Leadership

What It Means to Work in a Building That Inspired Freedom

Jan 11, 2022
We Shall Overcome sign in Charleston

If The Walls of the Afaxys Headquarters Could Talk, They Would Sing

Everyone wants a workplace that’s inspiring. But for the Afaxys team, they have the privilege of working in a place that has truly inspired history.

Overlooking the Charleston port, the Cigar Factory building that today houses the Afaxys headquarters was once one of the many birthplaces of the country’s civil rights movement.

Here’s how it happened:

On October 22, 1945, unionized workers at the Cigar Factory, owned by the American Tobacco Company at the time, went on strike to protest low wages and poor working conditions. Their demands: a 25-cent pay raise and an end to racially discriminatory employment practices. Most strikers were Black women, although some Black and white men and white women also took part.

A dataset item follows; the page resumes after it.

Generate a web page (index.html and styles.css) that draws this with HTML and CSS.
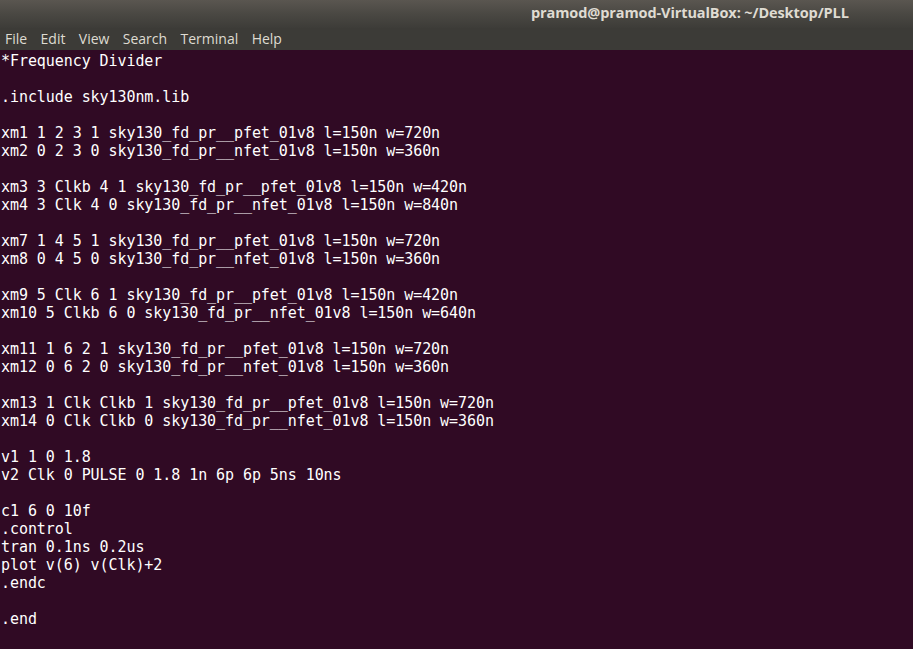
FILE: index.html
```html
<!DOCTYPE html>
<html>
<head>
<meta charset="utf-8">
<link rel="stylesheet" href="styles.css">
</head>
<body>
<div class="window">
  <div class="titlebar"><span class="title">pramod@pramod-VirtualBox: ~/Desktop/PLL</span></div>
  <div class="menubar">
    <span class="menu">File</span>
    <span class="menu">Edit</span>
    <span class="menu">View</span>
    <span class="menu">Search</span>
    <span class="menu">Terminal</span>
    <span class="menu">Help</span>
  </div>
  <pre class="term">*Frequency Divider

.include sky130nm.lib

xm1 1 2 3 1 sky130_fd_pr__pfet_01v8 l=150n w=720n
xm2 0 2 3 0 sky130_fd_pr__nfet_01v8 l=150n w=360n

xm3 3 Clkb 4 1 sky130_fd_pr__pfet_01v8 l=150n w=420n
xm4 3 Clk 4 0 sky130_fd_pr__nfet_01v8 l=150n w=840n

xm7 1 4 5 1 sky130_fd_pr__pfet_01v8 l=150n w=720n
xm8 0 4 5 0 sky130_fd_pr__nfet_01v8 l=150n w=360n

xm9 5 Clk 6 1 sky130_fd_pr__pfet_01v8 l=150n w=420n
xm10 5 Clkb 6 0 sky130_fd_pr__nfet_01v8 l=150n w=640n

xm11 1 6 2 1 sky130_fd_pr__pfet_01v8 l=150n w=720n
xm12 0 6 2 0 sky130_fd_pr__nfet_01v8 l=150n w=360n

xm13 1 Clk Clkb 1 sky130_fd_pr__pfet_01v8 l=150n w=720n
xm14 0 Clk Clkb 0 sky130_fd_pr__nfet_01v8 l=150n w=360n

v1 1 0 1.8
v2 Clk 0 PULSE 0 1.8 1n 6p 6p 5ns 10ns

c1 6 0 10f
.control
tran 0.1ns 0.2us
plot v(6) v(Clk)+2
.endc

.end</pre>
</div>
</body>
</html>
```
FILE: styles.css
```css
html, body {
  margin: 0;
  padding: 0;
  background: #300a24;
}
.window {
  width: 913px;
  height: 649px;
  overflow: hidden;
  display: flex;
  flex-direction: column;
}
.titlebar {
  height: 28px;
  background: linear-gradient(#5a5650, #4a4843 14px, #3d3c38 28px);
  display: flex;
  align-items: center;
  padding-left: 531px;
  box-sizing: border-box;
}
.title {
  font-family: "Open Sans", "DejaVu Sans", sans-serif;
  font-weight: 700;
  font-size: 14.5px;
  color: #dfdbd2;
  letter-spacing: -0.1px;
  margin-top: -4px;
}
.menubar {
  height: 22px;
  background: #3c3b37;
  display: flex;
  align-items: flex-start;
  padding-left: 5px;
  gap: 13.4px;
  box-sizing: border-box;
}
.menu {
  font-family: "Open Sans", "DejaVu Sans", sans-serif;
  font-size: 14px;
  color: #dfdbd2;
  line-height: 20px;
  margin-top: 1px;
}
.term {
  flex: 1;
  margin: 0;
  padding: 2px 0 0 1px;
  background: #300a24;
  color: #ffffff;
  font-family: "DejaVu Sans Mono", monospace;
  font-size: 15px;
  letter-spacing: -0.07px;
  line-height: 18px;
}
```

For five months, leading into one of the coldest and wettest winters in years, striking workers picketed outside the Cigar Factory on East Bay Street. Segregationists and the local police confronted them constantly.

To demonstrate their solidarity, the picketers sang about overcoming their challenges, together transforming a traditional gospel song into “We Will Overcome.” This song was later revised to “We Shall Overcome,” an anthem of the civil rights movement during the 1950s and 1960s.

The song was described by union activists as “almost like a prayer of relief” for the struggles faced by Cigar Factory workers as they sang together, “We will win our rights someday.”

Bringing the fight for rights into the present

Today, a marker from the Preservation Society of Charleston stands outside the Cigar Factory commemorating the strike and the creation of the history-shaping protest song.

For a company like Afaxys, which works to promote and secure the rights of all people to access reproductive and sexual healthcare, the song could not resonate stronger.

“Labor rights and reproductive rights are different on many levels, of course, but it’s remarkable that some 75 years later, in the same building, we’re trying to protect people’s rights just as those union workers did,” said Staci Gouveia “It makes us feel connected to the past and reminds us that some struggles are never over.”

Indeed, simply going to work each day brings team members back to a different era. They must pass through the massive arched entryways, large enough once for horse-drawn wagons carrying tobacco. Their conference rooms and cubicles are surrounded by the deep red brick of the old factory’s walls.

In 1881, the Cigar Factory was built as a cotton manufacturing facility, featuring the cutting-edge technologies of the day: electricity, steam heat and a fire safety system. Today, instead of producing millions of cigars each day, the building has stepped definitively into the modern age. The property has been transformed into a collection of apartments, shops, restaurants and growing businesses, in industries ranging from technology to finance to healthcare, like Afaxys.

In a city like Charleston, the past is always present. But the future is too.